▶ PROBLEM STATEMENT
Transcribe every line exactly. Leave the pictures behind.

▶ PROVIDED DATA
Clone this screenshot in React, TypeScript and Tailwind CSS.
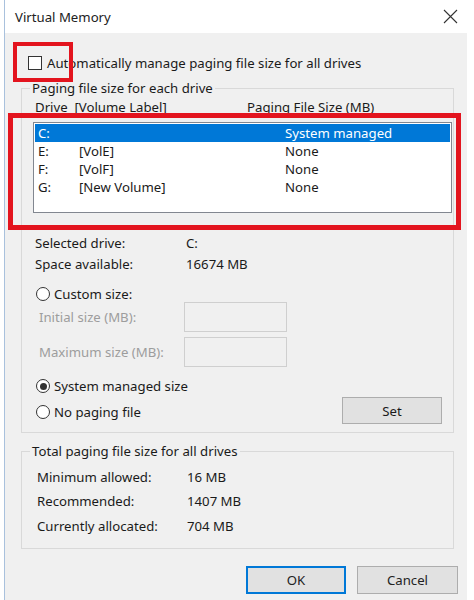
import React from "react";

const font = { fontFamily: '"Noto Sans", "Open Sans", sans-serif' };

function Radio({ checked }: { checked?: boolean }) {
  return (
    <span className="flex h-[14px] w-[14px] shrink-0 items-center justify-center rounded-full border border-[#333333] bg-white">
      {checked && <span className="h-[7px] w-[7px] rounded-full bg-[#333333]" />}
    </span>
  );
}

function Btn({ children, primary, w }: { children: React.ReactNode; primary?: boolean; w: string }) {
  return (
    <div
      className={`flex h-[28px] ${w} items-center justify-center bg-[#e1e1e1] text-[#222] ${
        primary ? "border-2 border-[#0078d7]" : "border border-[#adadad]"
      }`}
    >
      {children}
    </div>
  );
}

export default function App() {
  return (
    <div className="relative flex h-[600px] w-[474px] bg-white text-[13.2px] leading-[18px] text-[#1a1a1a]" style={font}>
      <div className="w-[4px] shrink-0 bg-white" />
      <div className="w-[1px] shrink-0 bg-[#a9c1dd]" />
      <div className="flex w-[462px] shrink-0 flex-col">
        {/* Title bar */}
        <div className="flex h-[33px] shrink-0 items-center justify-between bg-white pl-[10px] pr-[9px]">
          <span className="text-[13.2px] text-[#222]">Virtual Memory</span>
          <svg width="15" height="15" viewBox="0 0 15 15">
            <path d="M1 1 L14 14 M14 1 L1 14" stroke="#333" strokeWidth="1.1" fill="none" />
          </svg>
        </div>
        {/* Body */}
        <div className="flex flex-1 flex-col bg-[#f0f0f0]">
          <div className="ml-[23px] mt-[20px] flex h-[20px] items-center gap-[5px]">
            <span className="h-[14px] w-[14px] shrink-0 border border-[#333333] bg-white" />
            <span>Automatically manage paging file size for all drives</span>
          </div>

          <fieldset className="ml-[16px] mt-[6px] w-[433px] border border-[#d9d9d9] pb-[8px]">
            <legend className="ml-[8px] px-[2px] leading-[18px]">Paging file size for each drive</legend>
            <div className="mt-[1px] flex h-[18px] items-center pl-[13px]">
              <span className="w-[212px]">Drive&nbsp; [Volume Label]</span>
              <span>Paging File Size (MB)</span>
            </div>
            <div className="ml-[11px] mt-[6px] h-[91px] w-[419px] border border-[#828790] bg-white p-[1px]">
              <div className="flex h-[18px] items-center bg-[#0078d7] text-white">
                <span className="w-[44px] pl-[3px]">C:</span>
                <span className="w-[206px]"></span>
                <span>System managed</span>
              </div>
              {[
                ["E:", "[VolE]", "None"],
                ["F:", "[VolF]", "None"],
                ["G:", "[New Volume]", "None"],
              ].map(([d, l, s]) => (
                <div key={d} className="flex h-[18px] items-center">
                  <span className="w-[44px] pl-[3px]">{d}</span>
                  <span className="w-[206px]">{l}</span>
                  <span>{s}</span>
                </div>
              ))}
            </div>

            <div className="mt-[21px] flex h-[18px] items-center pl-[13px]">
              <span className="w-[151px]">Selected drive:</span>
              <span>C:</span>
            </div>
            <div className="mt-[3px] flex h-[18px] items-center pl-[13px]">
              <span className="w-[151px]">Space available:</span>
              <span>16674 MB</span>
            </div>

            <div className="mt-[12px] flex h-[17px] items-center gap-[4px] pl-[14px]">
              <Radio />
              <span>Custom size:</span>
            </div>
            <div className="flex h-[30px] items-center pl-[17px] text-[#9d9d9d]">
              <span className="w-[145px]">Initial size (MB):</span>
              <div className="h-[30px] w-[103px] border border-[#cfcfcf] bg-[#f0f0f0]" />
            </div>
            <div className="mt-[5px] flex h-[30px] items-center pl-[17px] text-[#9d9d9d]">
              <span className="w-[145px]">Maximum size (MB):</span>
              <div className="h-[30px] w-[103px] border border-[#cfcfcf] bg-[#f0f0f0]" />
            </div>

            <div className="mt-[10px] flex h-[18px] items-center gap-[4px] pl-[14px]">
              <Radio checked />
              <span>System managed size</span>
            </div>
            <div className="mt-[2px] flex h-[27px] items-center justify-between pl-[14px] pr-[11px]">
              <div className="mt-[3px] flex items-center gap-[4px]">
                <Radio />
                <span>No paging file</span>
              </div>
              <div className="flex h-[27px] w-[100px] items-center justify-center border border-[#adadad] bg-[#e1e1e1]">
                Set
              </div>
            </div>
          </fieldset>

          <fieldset className="ml-[16px] mt-[9px] w-[433px] border border-[#d9d9d9] pb-[13px]">
            <legend className="ml-[8px] px-[2px] leading-[18px]">Total paging file size for all drives</legend>
            <div className="mt-[8px] flex h-[18px] items-center pl-[15px]">
              <span className="w-[150px]">Minimum allowed:</span>
              <span>16 MB</span>
            </div>
            <div className="mt-[6px] flex h-[18px] items-center pl-[15px]">
              <span className="w-[150px]">Recommended:</span>
              <span>1407 MB</span>
            </div>
            <div className="mt-[7px] flex h-[18px] items-center pl-[15px]">
              <span className="w-[150px]">Currently allocated:</span>
              <span>704 MB</span>
            </div>
          </fieldset>

          <div className="mr-[9px] mt-[17px] flex justify-end gap-[11px]">
            <Btn primary w="w-[100px]">OK</Btn>
            <Btn w="w-[101px]">Cancel</Btn>
          </div>
        </div>
      </div>

      {/* Red annotation boxes */}
      <div className="pointer-events-none absolute left-[13px] top-[42px] h-[40px] w-[60px] border-[4px] border-[#e3141e]" />
      <div className="pointer-events-none absolute left-[8px] top-[113px] h-[117px] w-[453px] border-[5px] border-[#e3141e]" />
    </div>
  );
}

▶ EXERCISE SOLUTION
Clone this screenshot in React, TypeScript and Tailwind CSS.
import React from "react";

const font = { fontFamily: '"Noto Sans", "Open Sans", sans-serif' };

function Radio({ checked }: { checked?: boolean }) {
  return (
    <span className="flex h-[14px] w-[14px] shrink-0 items-center justify-center rounded-full border border-[#333333] bg-white">
      {checked && <span className="h-[7px] w-[7px] rounded-full bg-[#333333]" />}
    </span>
  );
}

function Btn({ children, primary, w }: { children: React.ReactNode; primary?: boolean; w: string }) {
  return (
    <div
      className={`flex h-[28px] ${w} items-center justify-center bg-[#e1e1e1] text-[#222] ${
        primary ? "border-2 border-[#0078d7]" : "border border-[#adadad]"
      }`}
    >
      {children}
    </div>
  );
}

export default function App() {
  return (
    <div className="relative flex h-[600px] w-[474px] bg-white text-[13.2px] leading-[18px] text-[#1a1a1a]" style={font}>
      <div className="w-[4px] shrink-0 bg-white" />
      <div className="w-[1px] shrink-0 bg-[#a9c1dd]" />
      <div className="flex w-[462px] shrink-0 flex-col">
        {/* Title bar */}
        <div className="flex h-[33px] shrink-0 items-center justify-between bg-white pl-[10px] pr-[9px]">
          <span className="text-[13.2px] text-[#222]">Virtual Memory</span>
          <svg width="15" height="15" viewBox="0 0 15 15">
            <path d="M1 1 L14 14 M14 1 L1 14" stroke="#333" strokeWidth="1.1" fill="none" />
          </svg>
        </div>
        {/* Body */}
        <div className="flex flex-1 flex-col bg-[#f0f0f0]">
          <div className="ml-[23px] mt-[20px] flex h-[20px] items-center gap-[5px]">
            <span className="h-[14px] w-[14px] shrink-0 border border-[#333333] bg-white" />
            <span>Automatically manage paging file size for all drives</span>
          </div>

          <fieldset className="ml-[16px] mt-[6px] w-[433px] border border-[#d9d9d9] pb-[8px]">
            <legend className="ml-[8px] px-[2px] leading-[18px]">Paging file size for each drive</legend>
            <div className="mt-[1px] flex h-[18px] items-center pl-[13px]">
              <span className="w-[212px]">Drive&nbsp; [Volume Label]</span>
              <span>Paging File Size (MB)</span>
            </div>
            <div className="ml-[11px] mt-[6px] h-[91px] w-[419px] border border-[#828790] bg-white p-[1px]">
              <div className="flex h-[18px] items-center bg-[#0078d7] text-white">
                <span className="w-[44px] pl-[3px]">C:</span>
                <span className="w-[206px]"></span>
                <span>System managed</span>
              </div>
              {[
                ["E:", "[VolE]", "None"],
                ["F:", "[VolF]", "None"],
                ["G:", "[New Volume]", "None"],
              ].map(([d, l, s]) => (
                <div key={d} className="flex h-[18px] items-center">
                  <span className="w-[44px] pl-[3px]">{d}</span>
                  <span className="w-[206px]">{l}</span>
                  <span>{s}</span>
                </div>
              ))}
            </div>

            <div className="mt-[21px] flex h-[18px] items-center pl-[13px]">
              <span className="w-[151px]">Selected drive:</span>
              <span>C:</span>
            </div>
            <div className="mt-[3px] flex h-[18px] items-center pl-[13px]">
              <span className="w-[151px]">Space available:</span>
              <span>16674 MB</span>
            </div>

            <div className="mt-[12px] flex h-[17px] items-center gap-[4px] pl-[14px]">
              <Radio />
              <span>Custom size:</span>
            </div>
            <div className="flex h-[30px] items-center pl-[17px] text-[#9d9d9d]">
              <span className="w-[145px]">Initial size (MB):</span>
              <div className="h-[30px] w-[103px] border border-[#cfcfcf] bg-[#f0f0f0]" />
            </div>
            <div className="mt-[5px] flex h-[30px] items-center pl-[17px] text-[#9d9d9d]">
              <span className="w-[145px]">Maximum size (MB):</span>
              <div className="h-[30px] w-[103px] border border-[#cfcfcf] bg-[#f0f0f0]" />
            </div>

            <div className="mt-[10px] flex h-[18px] items-center gap-[4px] pl-[14px]">
              <Radio checked />
              <span>System managed size</span>
            </div>
            <div className="mt-[2px] flex h-[27px] items-center justify-between pl-[14px] pr-[11px]">
              <div className="mt-[3px] flex items-center gap-[4px]">
                <Radio />
                <span>No paging file</span>
              </div>
              <div className="flex h-[27px] w-[100px] items-center justify-center border border-[#adadad] bg-[#e1e1e1]">
                Set
              </div>
            </div>
          </fieldset>

          <fieldset className="ml-[16px] mt-[9px] w-[433px] border border-[#d9d9d9] pb-[13px]">
            <legend className="ml-[8px] px-[2px] leading-[18px]">Total paging file size for all drives</legend>
            <div className="mt-[8px] flex h-[18px] items-center pl-[15px]">
              <span className="w-[150px]">Minimum allowed:</span>
              <span>16 MB</span>
            </div>
            <div className="mt-[6px] flex h-[18px] items-center pl-[15px]">
              <span className="w-[150px]">Recommended:</span>
              <span>1407 MB</span>
            </div>
            <div className="mt-[7px] flex h-[18px] items-center pl-[15px]">
              <span className="w-[150px]">Currently allocated:</span>
              <span>704 MB</span>
            </div>
          </fieldset>

          <div className="mr-[9px] mt-[17px] flex justify-end gap-[11px]">
            <Btn primary w="w-[100px]">OK</Btn>
            <Btn w="w-[101px]">Cancel</Btn>
          </div>
        </div>
      </div>

      {/* Red annotation boxes */}
      <div className="pointer-events-none absolute left-[13px] top-[42px] h-[40px] w-[60px] border-[4px] border-[#e3141e]" />
      <div className="pointer-events-none absolute left-[8px] top-[113px] h-[117px] w-[453px] border-[5px] border-[#e3141e]" />
    </div>
  );
}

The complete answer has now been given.